→ Given data
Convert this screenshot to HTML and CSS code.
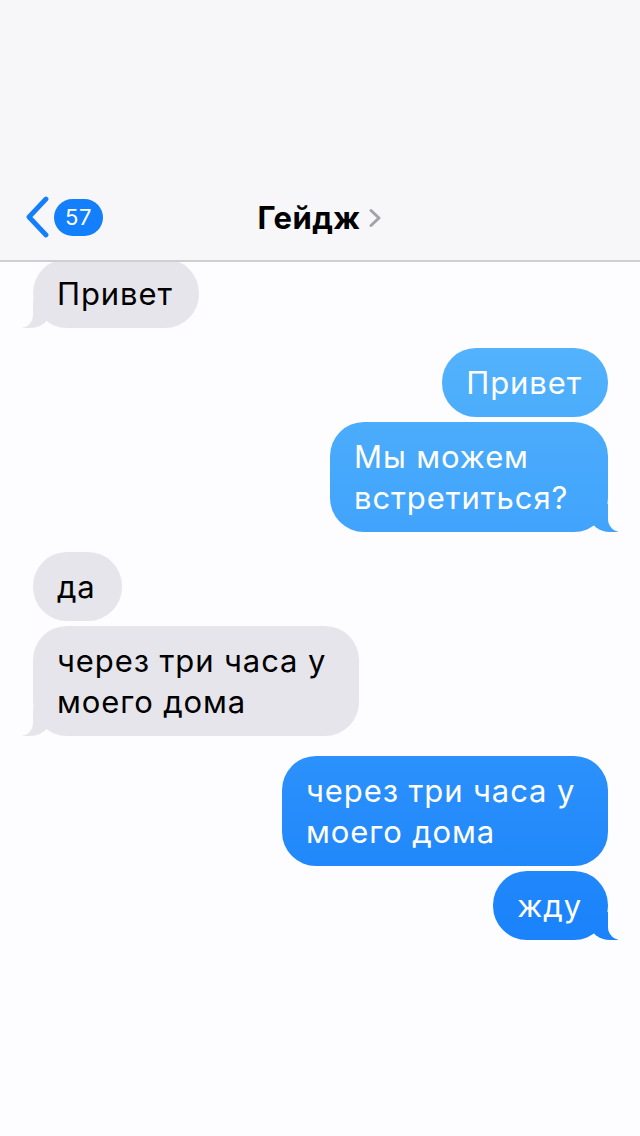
FILE: index.html
```html
<!DOCTYPE html>
<html lang="ru">
<head>
<meta charset="utf-8">
<title>Гейдж</title>
<link rel="stylesheet" href="styles.css">
</head>
<body>
<div class="screen">
  <header class="topbar">
    <div class="status"></div>
    <nav class="nav">
      <div class="back">
        <svg class="back-chevron" width="26" height="42" viewBox="0 0 26 42" aria-hidden="true">
          <path d="M22 3 L5 21 L22 39" fill="none" stroke="#147ffa" stroke-width="4.8" stroke-linecap="round" stroke-linejoin="round"/>
        </svg>
        <span class="badge">57</span>
      </div>
      <div class="title">
        <span class="name">Гейдж</span>
        <svg class="title-chevron" width="14" height="20" viewBox="0 0 14 20" aria-hidden="true">
          <path d="M3 2.5 L11 10 L3 17.5" fill="none" stroke="#a3a3a8" stroke-width="3" stroke-linecap="round" stroke-linejoin="round"/>
        </svg>
      </div>
    </nav>
  </header>

  <main class="chat">
    <div class="group in">
      <div class="bubble tail">Привет</div>
    </div>
    <div class="group out">
      <div class="bubble">Привет</div>
      <div class="bubble tail wide">Мы можем встретиться?</div>
    </div>
    <div class="group in">
      <div class="bubble">да</div>
      <div class="bubble tail">через три часа у моего дома</div>
    </div>
    <div class="group out">
      <div class="bubble">через три часа у моего дома</div>
      <div class="bubble tail">жду</div>
    </div>
  </main>
</div>
</body>
</html>
```

FILE: styles.css
```css
* {
  box-sizing: border-box;
}

html, body {
  margin: 0;
  padding: 0;
}

body {
  background: #fdfdff;
  font-family: "Inter", "Liberation Sans", sans-serif;
  color: #000;
}

.screen {
  width: 640px;
  height: 1136px;
  overflow: hidden;
  background: #fdfdff;
}

.topbar {
  position: relative;
  z-index: 2;
  background: #f7f7f9;
  border-bottom: 2px solid #cfcfd2;
}

.status {
  height: 180px;
}

.nav {
  height: 80px;
  display: grid;
  grid-template-columns: 1fr auto 1fr;
  align-items: center;
}

.back {
  display: flex;
  align-items: center;
  padding-left: 24px;
  padding-bottom: 6px;
}

.back-chevron {
  display: block;
}

.badge {
  margin-left: 4px;
  min-width: 49px;
  height: 37px;
  border-radius: 19px;
  background: #137ffb;
  color: #fff;
  font-size: 22px;
  line-height: 37px;
  text-align: center;
  letter-spacing: 0.5px;
}

.title {
  display: flex;
  align-items: center;
  gap: 8px;
  padding-bottom: 6px;
}

.name {
  font-size: 31px;
  font-weight: 700;
  letter-spacing: 0.4px;
}

.title-chevron {
  display: block;
  margin-top: 2px;
}

.chat {
  margin-top: -3px;
  padding: 0 32px 0 33px;
  display: flex;
  flex-direction: column;
  gap: 20px;
}

.group {
  display: flex;
  flex-direction: column;
  gap: 5px;
}

.group.in {
  align-items: flex-start;
}

.group.out {
  align-items: flex-end;
}

.bubble {
  position: relative;
  max-width: 326px;
  padding: 14px 26px 14px 24px;
  border-radius: 34px;
  font-size: 31px;
  line-height: 41px;
  letter-spacing: 0.9px;
}

.in .bubble {
  background: #e6e5eb;
  color: #000;
}

.out .bubble,
.out .bubble.tail::before {
  background-image: linear-gradient(180deg, #74d0fc 0px, #52b2fc 350px, #1a82fb 940px, #066ffb 1136px);
  background-attachment: fixed;
}

.out .bubble {
  color: #fff;
}

.bubble.wide {
  max-width: 278px;
}

.bubble.tail::before,
.bubble.tail::after {
  content: "";
  position: absolute;
  bottom: 0;
  height: 28px;
}

.in .bubble.tail::before {
  left: -11px;
  width: 28px;
  background: #e6e5eb;
  border-bottom-right-radius: 20px 16px;
}

.in .bubble.tail::after {
  left: -30px;
  width: 30px;
  background: #fdfdff;
  border-bottom-right-radius: 13px;
}

.out .bubble.tail::before {
  right: -10px;
  width: 28px;
  border-bottom-left-radius: 20px 16px;
}

.out .bubble.tail::after {
  right: -30px;
  width: 30px;
  background: #fdfdff;
  border-bottom-left-radius: 13px;
}
```
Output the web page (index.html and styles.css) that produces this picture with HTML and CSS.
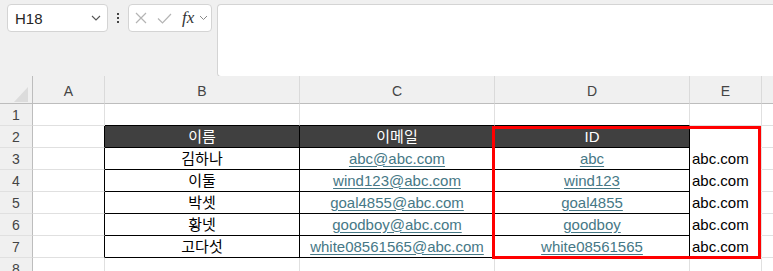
FILE: index.html
```html
<!DOCTYPE html>
<html lang="ko">
<head>
    <meta charset="UTF-8">
    <title>Sheet</title>
    <link rel="stylesheet" href="styles.css">
</head>
<body>
    <div class="toolbar">
        <div class="name-box">
            <span>H18</span>
            <svg class="chev" width="10" height="6" viewBox="0 0 10 6"><path d="M1 1 L5 5 L9 1" fill="none" stroke="#555" stroke-width="1.1"/></svg>
        </div>
        <div class="dots"><i></i><i></i><i></i></div>
        <div class="fx-group">
            <svg width="12" height="12" viewBox="0 0 12 12"><path d="M1 1 L11 11 M11 1 L1 11" stroke="#b4b4b4" stroke-width="1.2"/></svg>
            <svg width="15" height="11" viewBox="0 0 15 11"><path d="M1 5.5 L5.5 10 L14 1" fill="none" stroke="#b4b4b4" stroke-width="1.2"/></svg>
            <span class="fx">fx</span>
            <svg width="9" height="6" viewBox="0 0 9 6"><path d="M1 1 L4.5 4.5 L8 1" fill="none" stroke="#888" stroke-width="1"/></svg>
        </div>
        <div class="formula-input"></div>
    </div>

    <div class="sheet">
        <table class="grid">
            <colgroup>
                <col class="w-rh"><col class="w-narrow"><col class="w-wide"><col class="w-wide"><col class="w-wide"><col class="w-narrow"><col class="w-rest">
            </colgroup>
            <tr class="col-head">
                <th class="corner"><svg width="14" height="15" viewBox="0 0 14 15"><path d="M14 0 L14 15 L0 15 Z" fill="#dcdcdc"/></svg></th>
                <th>A</th><th>B</th><th>C</th><th>D</th><th>E</th><th></th>
            </tr>
            <tr>
                <th class="row-num">1</th>
                <td></td><td class="top-edge"></td><td class="top-edge"></td><td class="top-edge"></td><td></td><td></td>
            </tr>
            <tr>
                <th class="row-num">2</th>
                <td class="left-edge"></td>
                <td class="box head">이름</td>
                <td class="box head">이메일</td>
                <td class="box head">ID</td>
                <td class="blank"></td><td></td>
            </tr>
            <tr>
                <th class="row-num">3</th>
                <td class="left-edge"></td>
                <td class="box">김하나</td>
                <td class="box"><a href="#">abc@abc.com</a></td>
                <td class="box"><a href="#">abc</a></td>
                <td class="blank domain">abc.com</td><td></td>
            </tr>
            <tr>
                <th class="row-num">4</th>
                <td class="left-edge"></td>
                <td class="box">이둘</td>
                <td class="box"><a href="#">wind123@abc.com</a></td>
                <td class="box"><a href="#">wind123</a></td>
                <td class="blank domain">abc.com</td><td></td>
            </tr>
            <tr>
                <th class="row-num">5</th>
                <td class="left-edge"></td>
                <td class="box">박셋</td>
                <td class="box"><a href="#">goal4855@abc.com</a></td>
                <td class="box"><a href="#">goal4855</a></td>
                <td class="blank domain">abc.com</td><td></td>
            </tr>
            <tr>
                <th class="row-num">6</th>
                <td class="left-edge"></td>
                <td class="box">황넷</td>
                <td class="box"><a href="#">goodboy@abc.com</a></td>
                <td class="box"><a href="#">goodboy</a></td>
                <td class="blank domain">abc.com</td><td></td>
            </tr>
            <tr>
                <th class="row-num">7</th>
                <td class="left-edge"></td>
                <td class="box">고다섯</td>
                <td class="box"><a href="#">white08561565@abc.com</a></td>
                <td class="box"><a href="#">white08561565</a></td>
                <td class="blank domain">abc.com</td><td></td>
            </tr>
            <tr>
                <th class="row-num">8</th>
                <td></td><td></td><td></td><td></td><td></td><td></td>
            </tr>
        </table>
        <div class="selection"></div>
    </div>
</body>
</html>
```

FILE: styles.css
```css
body {
    margin: 0;
    background-color: #ffffff;
    font-family: 'Liberation Sans', 'Noto Sans CJK KR', sans-serif;
    overflow: hidden;
}

.toolbar {
    display: flex;
    align-items: flex-start;
    height: 76px;
    padding: 4px 0 0 7px;
    box-sizing: border-box;
    background-color: #f0f0f0;
}

.name-box {
    display: flex;
    align-items: center;
    justify-content: space-between;
    width: 101px;
    height: 28px;
    padding: 0 6px 0 7px;
    box-sizing: border-box;
    background-color: #fff;
    border: 1px solid #d4d4d4;
    border-radius: 4px;
    font-size: 15px;
    color: #262626;
}

.dots {
    display: flex;
    flex-direction: column;
    gap: 2px;
    margin: 9px 9px 0 9px;
}

.dots i {
    display: block;
    width: 2px;
    height: 2px;
    background-color: #444;
}

.fx-group {
    display: flex;
    align-items: center;
    gap: 10px;
    width: 84px;
    height: 28px;
    padding-left: 6px;
    box-sizing: border-box;
    background-color: #fff;
    border: 1px solid #d4d4d4;
    border-radius: 4px;
}

.fx-group .fx {
    font-family: 'Liberation Serif', serif;
    font-style: italic;
    font-size: 17px;
    color: #333;
    margin-right: -5px;
}

.formula-input {
    flex: 1;
    height: 71px;
    margin-left: 5px;
    background-color: #fff;
    border: 1px solid #d4d4d4;
    border-right: none;
    border-radius: 4px 0 0 4px;
}

.sheet {
    position: relative;
}

.grid {
    table-layout: fixed;
    width: 862px;
    border-collapse: separate;
    border-spacing: 0;
}

.w-rh { width: 33px; }
.w-narrow { width: 72px; }
.w-wide { width: 195px; }
.w-rest { width: 100px; }

.grid th,
.grid td {
    box-sizing: border-box;
    padding: 0 2px;
    border-right: 1px solid #e0e0e0;
    border-bottom: 1px solid #e0e0e0;
    height: 22px;
    font-size: 15px;
    line-height: 20px;
    text-align: center;
    white-space: nowrap;
    overflow: hidden;
}

.col-head th {
    height: 28px;
    padding-top: 3px;
    background-color: #f0f0f0;
    border-right-color: #dadada;
    border-bottom-color: #bdbdbd;
    font-weight: normal;
    font-size: 14px;
    color: #444;
}

.col-head th.corner {
    padding: 0 4px 1px 0;
    text-align: right;
    vertical-align: bottom;
    line-height: 0;
    border-right-color: #bdbdbd;
}

.row-num {
    background-color: #f0f0f0;
    border-right-color: #bdbdbd !important;
    font-weight: normal;
    font-size: 14px !important;
    color: #444;
}

.top-edge {
    border-bottom-color: #000 !important;
}

.left-edge {
    border-right-color: #000 !important;
}

.box {
    border-right-color: #000 !important;
    border-bottom-color: #000 !important;
    color: #000;
}

.head {
    background-color: #404040;
    color: #fff;
}

.blank {
    border-bottom-color: #fff !important;
}

.domain {
    text-align: left !important;
    color: #000;
}

.grid a {
    color: #467886;
    text-decoration: underline;
    text-underline-offset: 2px;
}

.selection {
    position: absolute;
    left: 492px;
    top: 50px;
    width: 269px;
    height: 133px;
    box-sizing: border-box;
    border: 3px solid #ff0000;
}
```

→ Written exercise
Filter the entries down to the lines containing "styles". Copy each of those lines.

→ Exercise answer
<link rel="stylesheet" href="styles.css">
FILE: styles.css
Output the web page (index.html and styles.css) that produces this picture with HTML and CSS.
    <link rel="stylesheet" href="styles.css">
FILE: styles.css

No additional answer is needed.